Web page code records
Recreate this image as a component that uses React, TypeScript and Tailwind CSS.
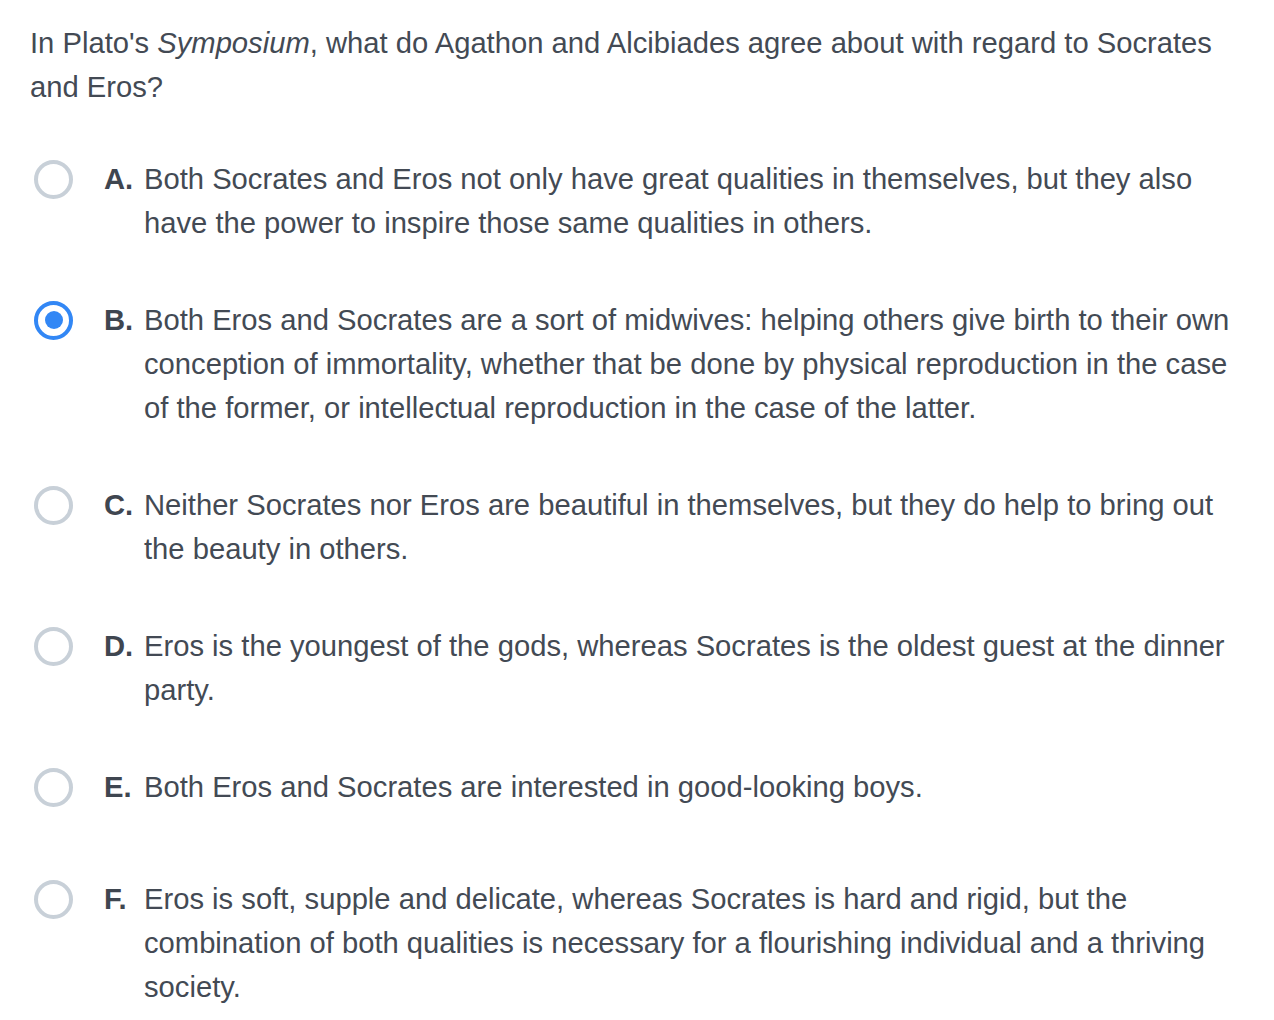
import React from "react";

const options = [
  { l: "A.", t: "Both Socrates and Eros not only have great qualities in themselves, but they also have the power to inspire those same qualities in others." },
  { l: "B.", t: "Both Eros and Socrates are a sort of midwives: helping others give birth to their own conception of immortality, whether that be done by physical reproduction in the case of the former, or intellectual reproduction in the case of the latter.", sel: true },
  { l: "C.", t: "Neither Socrates nor Eros are beautiful in themselves, but they do help to bring out the beauty in others." },
  { l: "D.", t: "Eros is the youngest of the gods, whereas Socrates is the oldest guest at the dinner party." },
  { l: "E.", t: "Both Eros and Socrates are interested in good-looking boys." },
  { l: "F.", t: "Eros is soft, supple and delicate, whereas Socrates is hard and rigid, but the combination of both qualities is necessary for a flourishing individual and a thriving society." },
];

export default function App() {
  return (
    <div
      className="w-[1274px] h-[1020px] bg-white text-[#434a54] overflow-hidden"
      style={{ fontFamily: '"Liberation Sans", Arial, sans-serif' }}
    >
      <div className="pl-[30px] pr-[30px] pt-[21px] text-[29.2px] leading-[44px]">
        <p>
          In Plato's <i>Symposium</i>, what do Agathon and Alcibiades agree about with regard to Socrates and Eros?
        </p>
        <div className="mt-[48px] flex flex-col gap-[53px]">
          {options.map((o) => (
            <div key={o.l} className="flex items-start min-h-[59px]">
              <div className="w-[74px] h-[44px] flex items-center pl-[4px] shrink-0">
                {o.sel ? (
                  <div className="w-[39px] h-[39px] rounded-full border-[4px] border-[#3287f5] flex items-center justify-center">
                    <div className="w-[18px] h-[18px] rounded-full bg-[#3287f5]" />
                  </div>
                ) : (
                  <div className="w-[39px] h-[39px] rounded-full border-[4px] border-[#c8d0d8]" />
                )}
              </div>
              <div className="w-[40px] shrink-0 font-bold text-[#3f4650]">{o.l}</div>
              <div className="flex-1">{o.t}</div>
            </div>
          ))}
        </div>
      </div>
    </div>
  );
}
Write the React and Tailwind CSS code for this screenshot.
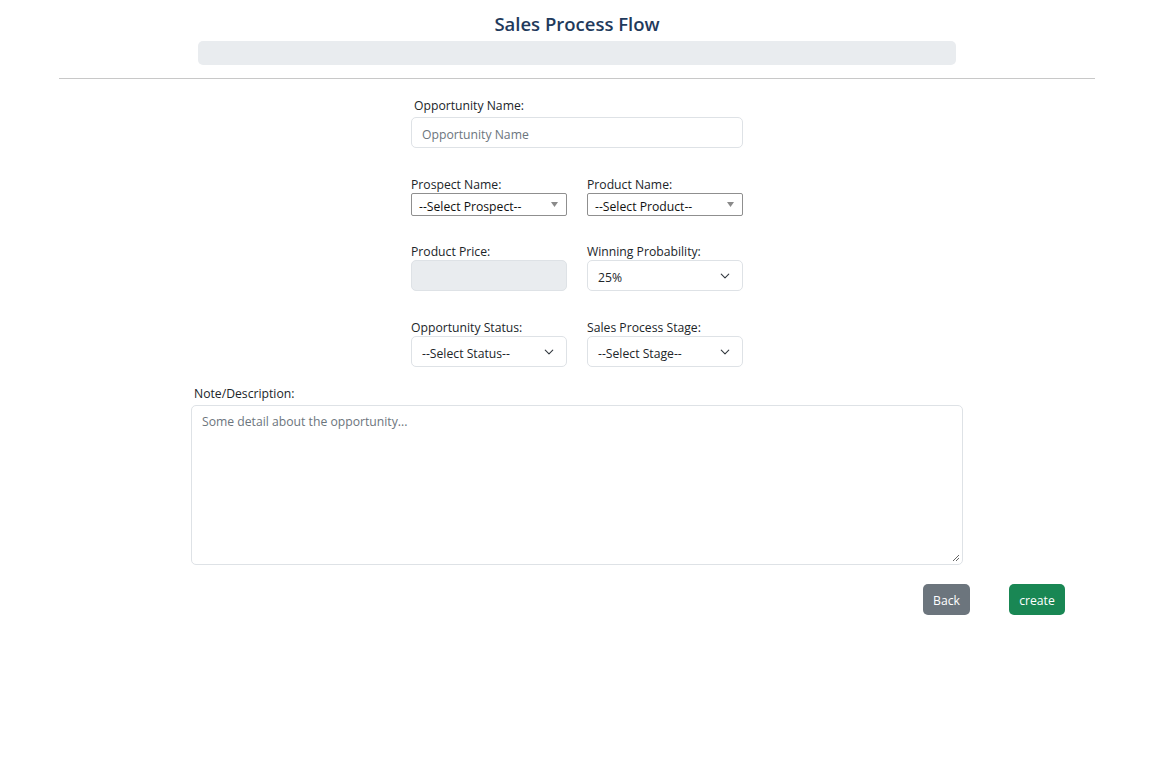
import React from 'react';

const font = { fontFamily: '"Open Sans", "Noto Sans", sans-serif' };

const Chevron = () => (
  <svg width="10" height="10" viewBox="0 0 16 16" className="shrink-0">
    <path d="M2 5l6 6 6-6" fill="none" stroke="#343a40" strokeWidth="1.8" strokeLinecap="round" strokeLinejoin="round" />
  </svg>
);

const Caret = () => (
  <svg width="7" height="5" viewBox="0 0 7 5" className="shrink-0">
    <path d="M0 0h7L3.5 5z" fill="#8a8a8a" />
  </svg>
);

const Label = ({ children, className = '' }) => (
  <div className={`text-[12.2px] text-[#212529] leading-[17px] ${className}`}>{children}</div>
);

const NativeSelect = ({ text }) => (
  <div className="w-[156px] h-[23px] border border-[#8f8f8f] rounded-[2px] flex items-center justify-between pl-[7px] pr-[8px] text-[12.2px] text-[#111]">
    <span className="pt-[4px] leading-[15px]">{text}</span>
    <Caret />
  </div>
);

const FormSelect = ({ text }) => (
  <div className="w-[156px] h-[31px] border border-[#dee2e6] rounded-[5px] flex items-center justify-between pl-[10px] pr-[12px] text-[12.2px] text-[#212529]">
    <span className="pt-[4px] leading-[15px]">{text}</span>
    <Chevron />
  </div>
);

export default function App() {
  return (
    <div className="min-h-screen bg-white" style={font}>
      <div className="ml-[59px] w-[1036px]">
        <div className="flex flex-col items-center pt-[11px]">
          <h1 className="text-[18.5px] font-semibold text-[#1f3a5c] leading-[26px]">Sales Process Flow</h1>
          <div className="mt-[4px] w-[758px] h-[24px] bg-[#e9ecef] rounded-[5px]" />
        </div>
        <div className="mt-[13px] border-t border-[#c8c8c8]" />

        <div className="flex flex-col items-center">
          <div className="w-[332px] mt-[18px]">
            <Label className="pl-[3px]">Opportunity Name:</Label>
            <div className="mt-[3px] h-[31px] border border-[#dee2e6] rounded-[5px] flex items-center px-[10px] text-[12.2px] text-[#6c757d]">
              <span className="pt-[4px] leading-[15px]">Opportunity Name</span>
            </div>

            <div className="mt-[28px] flex gap-[20px]">
              <div>
                <Label>Prospect Name:</Label>
                <NativeSelect text="--Select Prospect--" />
              </div>
              <div>
                <Label>Product Name:</Label>
                <NativeSelect text="--Select Product--" />
              </div>
            </div>

            <div className="mt-[27px] flex gap-[20px]">
              <div>
                <Label>Product Price:</Label>
                <div className="w-[156px] h-[31px] bg-[#e9ecef] border border-[#dee2e6] rounded-[5px]" />
              </div>
              <div>
                <Label>Winning Probability:</Label>
                <FormSelect text="25%" />
              </div>
            </div>

            <div className="mt-[28px] flex gap-[20px]">
              <div>
                <Label>Opportunity Status:</Label>
                <FormSelect text="--Select Status--" />
              </div>
              <div>
                <Label>Sales Process Stage:</Label>
                <FormSelect text="--Select Stage--" />
              </div>
            </div>
          </div>

          <div className="w-[772px] mt-[18px]">
            <Label className="pl-[3px]">Note/Description:</Label>
            <div className="mt-[3px] h-[160px] border border-[#dee2e6] rounded-[5px] px-[10px] pt-[7px] text-[12.2px] text-[#6c757d] relative">
              Some detail about the opportunity...
              <svg width="8" height="8" viewBox="0 0 8 8" className="absolute right-[2px] bottom-[2px]">
                <path d="M7 1L1 7M7 4L4 7" stroke="#666" strokeWidth="1" />
              </svg>
            </div>
          </div>

          <div className="w-[1036px] mt-[19px] flex justify-end gap-[39px] pr-[30px]">
            <button className="w-[47px] h-[31px] pt-[3px] bg-[#6c757d] text-white text-[12.2px] rounded-[5px]">Back</button>
            <button className="w-[56px] h-[31px] pt-[3px] bg-[#198754] text-white text-[12.2px] rounded-[5px]">create</button>
          </div>
        </div>
      </div>
    </div>
  );
}
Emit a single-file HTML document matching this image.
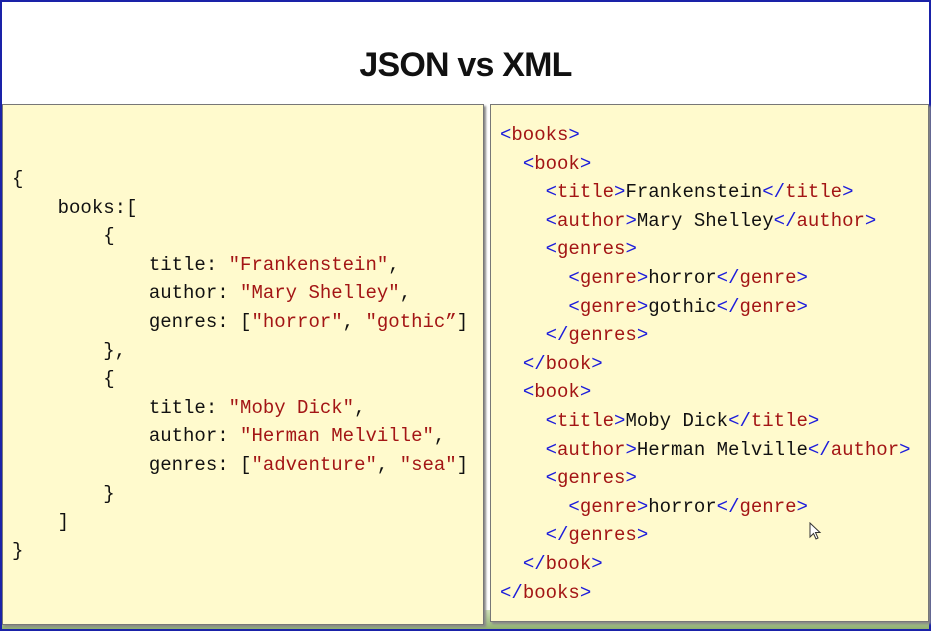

PROBLEM DESCRIPTION:
Pictures are excluded; copy every other part of the records exactly.

SOLUTION TO THIS TASK:
Recreate this image as a component that uses React, TypeScript and Tailwind CSS.
import React from "react";

const options = [
  { l: "A.", t: "Both Socrates and Eros not only have great qualities in themselves, but they also have the power to inspire those same qualities in others." },
  { l: "B.", t: "Both Eros and Socrates are a sort of midwives: helping others give birth to their own conception of immortality, whether that be done by physical reproduction in the case of the former, or intellectual reproduction in the case of the latter.", sel: true },
  { l: "C.", t: "Neither Socrates nor Eros are beautiful in themselves, but they do help to bring out the beauty in others." },
  { l: "D.", t: "Eros is the youngest of the gods, whereas Socrates is the oldest guest at the dinner party." },
  { l: "E.", t: "Both Eros and Socrates are interested in good-looking boys." },
  { l: "F.", t: "Eros is soft, supple and delicate, whereas Socrates is hard and rigid, but the combination of both qualities is necessary for a flourishing individual and a thriving society." },
];

export default function App() {
  return (
    <div
      className="w-[1274px] h-[1020px] bg-white text-[#434a54] overflow-hidden"
      style={{ fontFamily: '"Liberation Sans", Arial, sans-serif' }}
    >
      <div className="pl-[30px] pr-[30px] pt-[21px] text-[29.2px] leading-[44px]">
        <p>
          In Plato's <i>Symposium</i>, what do Agathon and Alcibiades agree about with regard to Socrates and Eros?
        </p>
        <div className="mt-[48px] flex flex-col gap-[53px]">
          {options.map((o) => (
            <div key={o.l} className="flex items-start min-h-[59px]">
              <div className="w-[74px] h-[44px] flex items-center pl-[4px] shrink-0">
                {o.sel ? (
                  <div className="w-[39px] h-[39px] rounded-full border-[4px] border-[#3287f5] flex items-center justify-center">
                    <div className="w-[18px] h-[18px] rounded-full bg-[#3287f5]" />
                  </div>
                ) : (
                  <div className="w-[39px] h-[39px] rounded-full border-[4px] border-[#c8d0d8]" />
                )}
              </div>
              <div className="w-[40px] shrink-0 font-bold text-[#3f4650]">{o.l}</div>
              <div className="flex-1">{o.t}</div>
            </div>
          ))}
        </div>
      </div>
    </div>
  );
}
Write the React and Tailwind CSS code for this screenshot.
import React from 'react';

const font = { fontFamily: '"Open Sans", "Noto Sans", sans-serif' };

const Chevron = () => (
  <svg width="10" height="10" viewBox="0 0 16 16" className="shrink-0">
    <path d="M2 5l6 6 6-6" fill="none" stroke="#343a40" strokeWidth="1.8" strokeLinecap="round" strokeLinejoin="round" />
  </svg>
);

const Caret = () => (
  <svg width="7" height="5" viewBox="0 0 7 5" className="shrink-0">
    <path d="M0 0h7L3.5 5z" fill="#8a8a8a" />
  </svg>
);

const Label = ({ children, className = '' }) => (
  <div className={`text-[12.2px] text-[#212529] leading-[17px] ${className}`}>{children}</div>
);

const NativeSelect = ({ text }) => (
  <div className="w-[156px] h-[23px] border border-[#8f8f8f] rounded-[2px] flex items-center justify-between pl-[7px] pr-[8px] text-[12.2px] text-[#111]">
    <span className="pt-[4px] leading-[15px]">{text}</span>
    <Caret />
  </div>
);

const FormSelect = ({ text }) => (
  <div className="w-[156px] h-[31px] border border-[#dee2e6] rounded-[5px] flex items-center justify-between pl-[10px] pr-[12px] text-[12.2px] text-[#212529]">
    <span className="pt-[4px] leading-[15px]">{text}</span>
    <Chevron />
  </div>
);

export default function App() {
  return (
    <div className="min-h-screen bg-white" style={font}>
      <div className="ml-[59px] w-[1036px]">
        <div className="flex flex-col items-center pt-[11px]">
          <h1 className="text-[18.5px] font-semibold text-[#1f3a5c] leading-[26px]">Sales Process Flow</h1>
          <div className="mt-[4px] w-[758px] h-[24px] bg-[#e9ecef] rounded-[5px]" />
        </div>
        <div className="mt-[13px] border-t border-[#c8c8c8]" />

        <div className="flex flex-col items-center">
          <div className="w-[332px] mt-[18px]">
            <Label className="pl-[3px]">Opportunity Name:</Label>
            <div className="mt-[3px] h-[31px] border border-[#dee2e6] rounded-[5px] flex items-center px-[10px] text-[12.2px] text-[#6c757d]">
              <span className="pt-[4px] leading-[15px]">Opportunity Name</span>
            </div>

            <div className="mt-[28px] flex gap-[20px]">
              <div>
                <Label>Prospect Name:</Label>
                <NativeSelect text="--Select Prospect--" />
              </div>
              <div>
                <Label>Product Name:</Label>
                <NativeSelect text="--Select Product--" />
              </div>
            </div>

            <div className="mt-[27px] flex gap-[20px]">
              <div>
                <Label>Product Price:</Label>
                <div className="w-[156px] h-[31px] bg-[#e9ecef] border border-[#dee2e6] rounded-[5px]" />
              </div>
              <div>
                <Label>Winning Probability:</Label>
                <FormSelect text="25%" />
              </div>
            </div>

            <div className="mt-[28px] flex gap-[20px]">
              <div>
                <Label>Opportunity Status:</Label>
                <FormSelect text="--Select Status--" />
              </div>
              <div>
                <Label>Sales Process Stage:</Label>
                <FormSelect text="--Select Stage--" />
              </div>
            </div>
          </div>

          <div className="w-[772px] mt-[18px]">
            <Label className="pl-[3px]">Note/Description:</Label>
            <div className="mt-[3px] h-[160px] border border-[#dee2e6] rounded-[5px] px-[10px] pt-[7px] text-[12.2px] text-[#6c757d] relative">
              Some detail about the opportunity...
              <svg width="8" height="8" viewBox="0 0 8 8" className="absolute right-[2px] bottom-[2px]">
                <path d="M7 1L1 7M7 4L4 7" stroke="#666" strokeWidth="1" />
              </svg>
            </div>
          </div>

          <div className="w-[1036px] mt-[19px] flex justify-end gap-[39px] pr-[30px]">
            <button className="w-[47px] h-[31px] pt-[3px] bg-[#6c757d] text-white text-[12.2px] rounded-[5px]">Back</button>
            <button className="w-[56px] h-[31px] pt-[3px] bg-[#198754] text-white text-[12.2px] rounded-[5px]">create</button>
          </div>
        </div>
      </div>
    </div>
  );
}
Emit a single-file HTML document matching this image.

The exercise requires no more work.